If you caught my business column on Wednesday (Aug 7), today’s piece builds on that discussion.

Sally Douglass, an economic postgraduate and the second-fastest swimmer in American swimming events, has always been great with numbers.

But before she enrolled at Columbia University, she never considered swimming itself was a math problem she could try to solve.

Everything changed when she realised the models we explored in a study group could be applied in her sport.
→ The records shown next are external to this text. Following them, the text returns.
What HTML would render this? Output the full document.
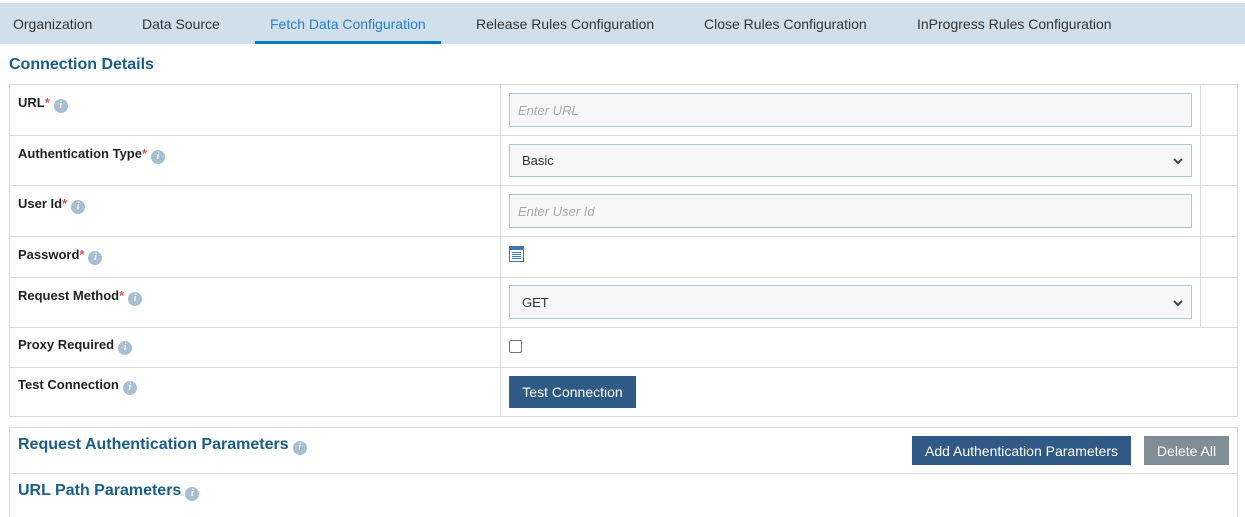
<!DOCTYPE html><html style="height:517px;overflow:hidden"><head><style>
body{margin:0;width:1245px;height:517px;overflow:hidden;background:#fff;font-family:"Liberation Sans",sans-serif;position:relative}
.a{position:absolute}
.tabs{left:0;top:3px;width:1245px;height:41px;background:#d1dfeb}
.tab{top:16px;font-size:14px;color:#333}
.b{border:1px solid #dcdcdc;box-sizing:border-box}
.lbl{font-size:13px;font-weight:bold;color:#222;left:18px}
.req{color:#d9534f}
.i{display:inline-block;width:14px;height:14px;border-radius:50%;background:#a8bfd3;color:#fff;font:italic bold 10px "Liberation Serif",serif;text-align:center;line-height:14px;vertical-align:-1px;margin-left:4px}
.inp{left:509px;width:683px;background:#f7f7f7;border:1px solid #a9c9d9;box-sizing:border-box;font-size:13px;color:#333;padding-left:12px;display:flex;align-items:center}
.ph{color:#aaa;font-style:italic}
.hl{height:1px;background:#dcdcdc;left:9px;width:1229px}
.btn{background:#305a86;color:#fff;font-size:14px;display:flex;align-items:center;justify-content:center}
</style></head><body>
<div class="a tabs"></div>
<div class="a tab" style="left:13px">Organization</div>
<div class="a tab" style="left:142px">Data Source</div>
<div class="a tab" style="left:270px;color:#2b7ec1">Fetch Data Configuration</div>
<div class="a tab" style="left:476px">Release Rules Configuration</div>
<div class="a tab" style="left:704px">Close Rules Configuration</div>
<div class="a tab" style="left:917px">InProgress Rules Configuration</div>
<div class="a" style="left:255px;top:41px;width:186px;height:3px;background:#0a7bc0"></div>
<div class="a" style="left:9px;top:56px;font-size:16px;font-weight:bold;color:#1a5e8a">Connection Details</div>
<div class="a b" style="left:9px;top:84px;width:1229px;height:333px"></div>
<div class="a" style="left:500px;top:84px;width:1px;height:333px;background:#dcdcdc"></div>
<div class="a" style="left:1200px;top:84px;width:1px;height:243px;background:#dcdcdc"></div>
<div class="a hl" style="top:135px"></div><div class="a hl" style="top:185px"></div><div class="a hl" style="top:236px"></div><div class="a hl" style="top:277px"></div><div class="a hl" style="top:327px"></div><div class="a hl" style="top:367px"></div>
<div class="a lbl" style="top:95px">URL<span class="req">*</span><span class="i">i</span></div>
<div class="a lbl" style="top:146px">Authentication Type<span class="req">*</span><span class="i">i</span></div>
<div class="a lbl" style="top:196px">User Id<span class="req">*</span><span class="i">i</span></div>
<div class="a lbl" style="top:247px">Password<span class="req">*</span><span class="i">i</span></div>
<div class="a lbl" style="top:288px">Request Method<span class="req">*</span><span class="i">i</span></div>
<div class="a lbl" style="top:337px">Proxy Required<span class="i">i</span></div>
<div class="a lbl" style="top:377px">Test Connection<span class="i">i</span></div>
<div class="a inp" style="top:93px;height:34px;padding-left:8px"><span class="ph">Enter URL</span></div>
<div class="a inp" style="top:144px;height:33px">Basic<svg class="a" style="right:8px;top:12px" width="10" height="8"><path d="M1 2l4 4 4-4" stroke="#444" stroke-width="2" fill="none"/></svg></div>
<div class="a inp" style="top:194px;height:34px;padding-left:8px"><span class="ph">Enter User Id</span></div>
<svg class="a" style="left:509px;top:246px" width="15" height="16"><rect x=".5" y=".5" width="14" height="15" fill="#fff" stroke="#3d78b0"/><rect x="1" y="1" width="13" height="3" fill="#3d78b0"/><path d="M3 6.5h9M3 8.5h9M3 10.5h9M3 12.5h9" stroke="#3d78b0"/></svg>
<div class="a inp" style="top:285px;height:34px">GET<svg class="a" style="right:8px;top:13px" width="10" height="8"><path d="M1 2l4 4 4-4" stroke="#444" stroke-width="2" fill="none"/></svg></div>
<div class="a" style="left:509px;top:340px;width:11px;height:11px;border:1px solid #777;border-radius:2px"></div>
<div class="a btn" style="left:509px;top:376px;width:127px;height:32px">Test Connection</div>
<div class="a" style="left:9px;top:427px;width:1229px;height:90px;border:1px solid #dcdcdc;border-bottom:0;box-sizing:border-box"></div>
<div class="a hl" style="top:473px"></div>
<div class="a" style="left:18px;top:436px;font-size:16px;font-weight:bold;color:#1a5e8a">Request Authentication Parameters<span class="i">i</span></div>
<div class="a" style="left:18px;top:482px;font-size:16px;font-weight:bold;color:#1a5e8a">URL Path Parameters<span class="i">i</span></div>
<div class="a btn" style="left:912px;top:436px;width:219px;height:29px">Add Authentication Parameters</div>
<div class="a btn" style="left:1144px;top:436px;width:85px;height:29px;background:#808d96">Delete All</div>
</body></html>
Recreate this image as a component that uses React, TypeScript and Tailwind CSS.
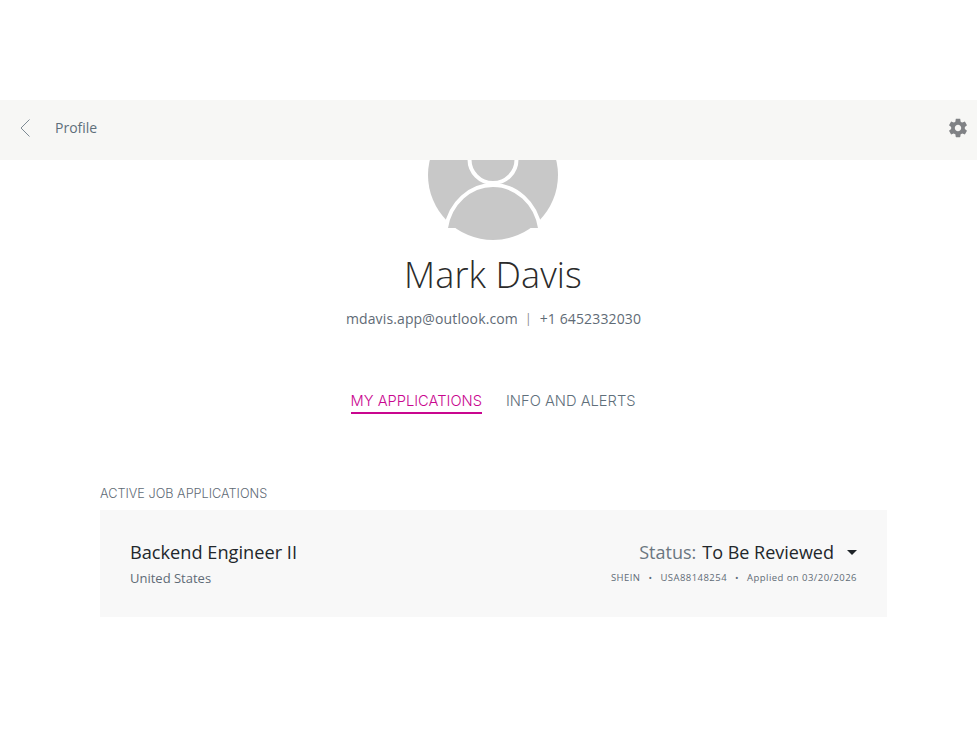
function Avatar() {
  return (
    <svg width="130" height="130" viewBox="0 0 130 130" className="block">
      <circle cx="65" cy="65" r="65" fill="#c8c8c8" />
      <circle cx="65" cy="49.5" r="23.5" fill="#c8c8c8" stroke="#fff" strokeWidth="4" />
      <path d="M18 118 C22 93 42 75 65 75 C88 75 108 93 112 118" fill="#c8c8c8" stroke="#fff" strokeWidth="4" />
    </svg>
  )
}

function Gear() {
  return (
    <svg width="22" height="22" viewBox="0 0 24 24" fill="#808285">
      <path d="M19.43 12.98c.04-.32.07-.64.07-.98s-.03-.66-.07-.98l2.11-1.65c.19-.15.24-.42.12-.64l-2-3.46c-.12-.22-.39-.3-.61-.22l-2.49 1c-.52-.4-1.08-.73-1.69-.98l-.38-2.65C14.46 2.18 14.25 2 14 2h-4c-.25 0-.46.18-.49.42l-.38 2.65c-.61.25-1.17.59-1.69.98l-2.49-1c-.23-.09-.49 0-.61.22l-2 3.46c-.13.22-.07.49.12.64l2.11 1.65c-.04.32-.07.65-.07.98s.03.66.07.98l-2.11 1.65c-.19.15-.24.42-.12.64l2 3.46c.12.22.39.3.61.22l2.49-1c.52.4 1.08.73 1.69.98l.38 2.65c.03.24.24.42.49.42h4c.25 0 .46-.18.49-.42l.38-2.65c.61-.25 1.17-.59 1.69-.98l2.49 1c.23.09.49 0 .61-.22l2-3.46c.12-.22.07-.49-.12-.64l-2.11-1.65zM12 15.5c-1.93 0-3.5-1.57-3.5-3.5s1.57-3.5 3.5-3.5 3.5 1.57 3.5 3.5-1.57 3.5-3.5 3.5z" />
    </svg>
  )
}

function BackArrow() {
  return (
    <svg width="12" height="18" viewBox="0 0 12 18" fill="none" stroke="#7d8a94" strokeWidth="1">
      <path d="M10.5 .5 L2 9 L10.5 17.5" />
    </svg>
  )
}

export default function App() {
  return (
    <div className="min-h-[737px] bg-white pt-[100px] font-['Open_Sans',sans-serif]">
      <header className="relative z-10 flex h-[60px] items-center bg-[#f7f7f5] pb-[5px] pl-[19px] pr-[8px]">
        <BackArrow />
        <span className="ml-[24px] text-[14px] text-[#5f6f7b]">Profile</span>
        <span className="ml-auto">
          <Gear />
        </span>
      </header>

      <div className="-mt-[50px] flex flex-col items-center pl-[9px]">
        <Avatar />
        <h1 className="mt-[10px] text-[36px] leading-[50px] font-light tracking-[0.1px] text-[#2b2b2b]">Mark Davis</h1>
        <p className="mt-[9px] flex items-center pl-[1px] text-[14px] leading-[20px] tracking-[0.13px] text-[#5f6b76]">
          <span>mdavis.app@outlook.com</span>
          <span className="ml-[7px] mr-[8px] text-[12px] text-[#8a8a8a]">|</span>
          <span>+1 6452332030</span>
        </p>
        <nav className="mt-[62px] flex items-start gap-[24px] font-['Inter',sans-serif] text-[14.7px] font-light leading-[20px]">
          <span className="border-b-2 border-[#c9068f] pb-[1px] text-[#c9068f]">MY APPLICATIONS</span>
          <span className="text-[#5f6f7b]">INFO AND ALERTS</span>
        </nav>
      </div>

      <section className="mx-[100px] mt-[71px] w-[787px]">
        <h2 className="font-['Inter',sans-serif] text-[12.7px] leading-[18px] font-light text-[#5f6b76]">ACTIVE JOB APPLICATIONS</h2>
        <div className="mt-[7px] flex h-[107px] justify-between bg-[#f8f8f8] px-[30px] pt-[30px]">
          <div>
            <div className="text-[18.2px] leading-[25px] text-[#22272b]">Backend Engineer II</div>
            <div className="mt-[4px] text-[13px] leading-[18px] text-[#5f6b76]">United States</div>
          </div>
          <div className="flex flex-col items-end">
            <div className="flex items-center text-[18px] leading-[25px]">
              <span className="text-[#6b7680]">Status:</span>
              <span className="ml-[6px] text-[#22272b]">To Be Reviewed</span>
              <span className="ml-[13px] h-0 w-0 border-x-[5px] border-t-[5px] border-x-transparent border-t-[#1f2428]" />
            </div>
            <div className="mt-[6px] flex items-center text-[9.5px] leading-[14px] tracking-[0.45px] text-[#5f6b76]">
              <span>SHEIN</span>
              <span className="mx-[8px]">•</span>
              <span>USA88148254</span>
              <span className="mx-[8px]">•</span>
              <span>Applied on 03/20/2026</span>
            </div>
          </div>
        </div>
      </section>
    </div>
  )
}
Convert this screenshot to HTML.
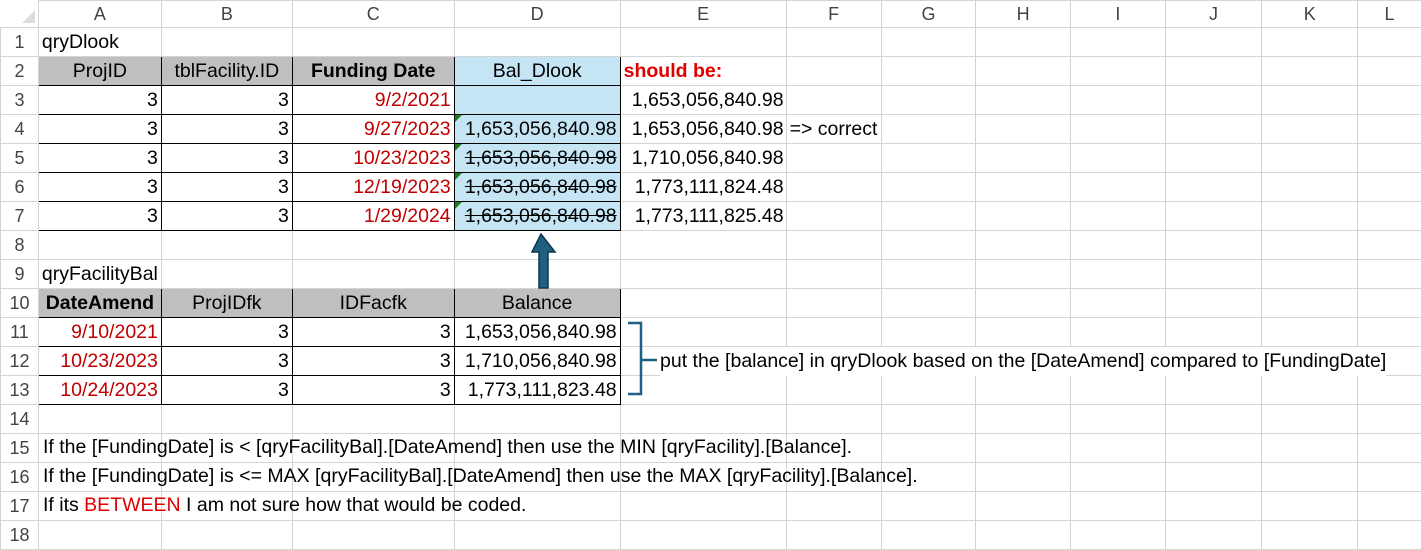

Excited by this insight, she reached out to me and decided to join our team of six mathematicians.

These days, Douglass often gets into the pool while wearing a belt that holds an accelerometer, the same device found in smartphones and fitness watches.

As she swims, the sensor measures her movement in three spatial directions 512 times per second.

“That’s helped me to figure out areas of my stroke where I can be more efficient,” said Douglass, who recalled the early days when we were all broke and had no funding, using cheap plastic wrap to affix a sensor to her back.

So far, so good: On Saturday, she began a busy event schedule by winning a silver medal in the 4×100 freestyle relay.

All swimmers have the same challenge: to swim as fast as they can by moving through the water in a way that maximises the force propelling them toward the finish line while minimising the force that slows them down.

Elite swimmers use familiar tricks to reduce the resistance known as drag, like shaving before big meets and wearing swimsuits made from the same material as Formula 1 racing cars.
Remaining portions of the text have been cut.